Published on October 14th, 2017 | by James Ayre0
San Francisco’s Air Quality Was As Bad As Beijing’s On Thursday
October 14th, 2017 by James Ayre
Those living in the US who want to know how bad it can get as far as air pollution goes, or for that matter what it’s like to live in the cities of Northern China, may want to pay attention to what’s happening in the San Francisco Bay Area.
“Thanks” to the ongoing wildfires in the area, the region’s air quality was roughly as bad as Beijing’s on Thursday morning. Though, it’s noteworthy here of course that the causes of pollution, and the exact dangers, are quite different in the two regions.
Accompanying the high levels of air pollution were reports in local media of pedestrians and bicyclists wearing masks in public — a relatively uncommon sight in the US.
“These fires are bringing Beijing to the Bay Area and are allowing us to see what they experience around the clock,” commented Richard Muller, a UC Berkeley professor of physics, and a co-founder of the site air quality tracking site Berkeley Earth.
Here’s more (via SF Gate): “On the morning of Oct. 12, the amount of particulate matter in the area in some parts of San Francisco were in the 151-200 range on the air quality index, matching that in Beijing. The Bay Area has been choking on wood smoke since Sunday night after wind-stoked fires broke in Napa and Sonoma counties.
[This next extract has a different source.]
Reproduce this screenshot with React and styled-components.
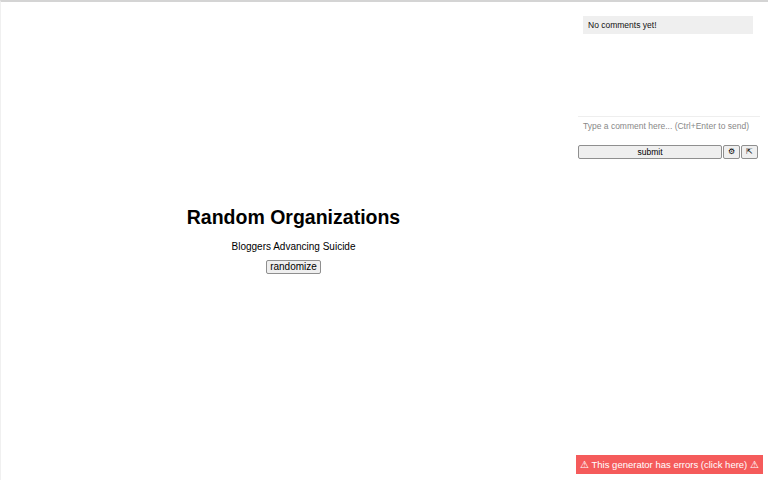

“On Thursday morning, most of the Bay Area reached an ‘unhealthy level,’ prompting schools to keep students inside at recess and forcing some to close entirely. ‘We’re seeing the worst air quality ever recorded in many parts of the Bay Area,’ Flannigan told SFGATE earlier this week. ‘The entire Bay Area population is likely being affected by the smoke’.”
While this round of extreme air pollution in the Bay Area won’t last, it’s worth realizing that if current trends were to continue, such events would/will become much more common. At any rate, it’s pretty much baked in at this point that wildfires will become increasingly common in the region over the coming years.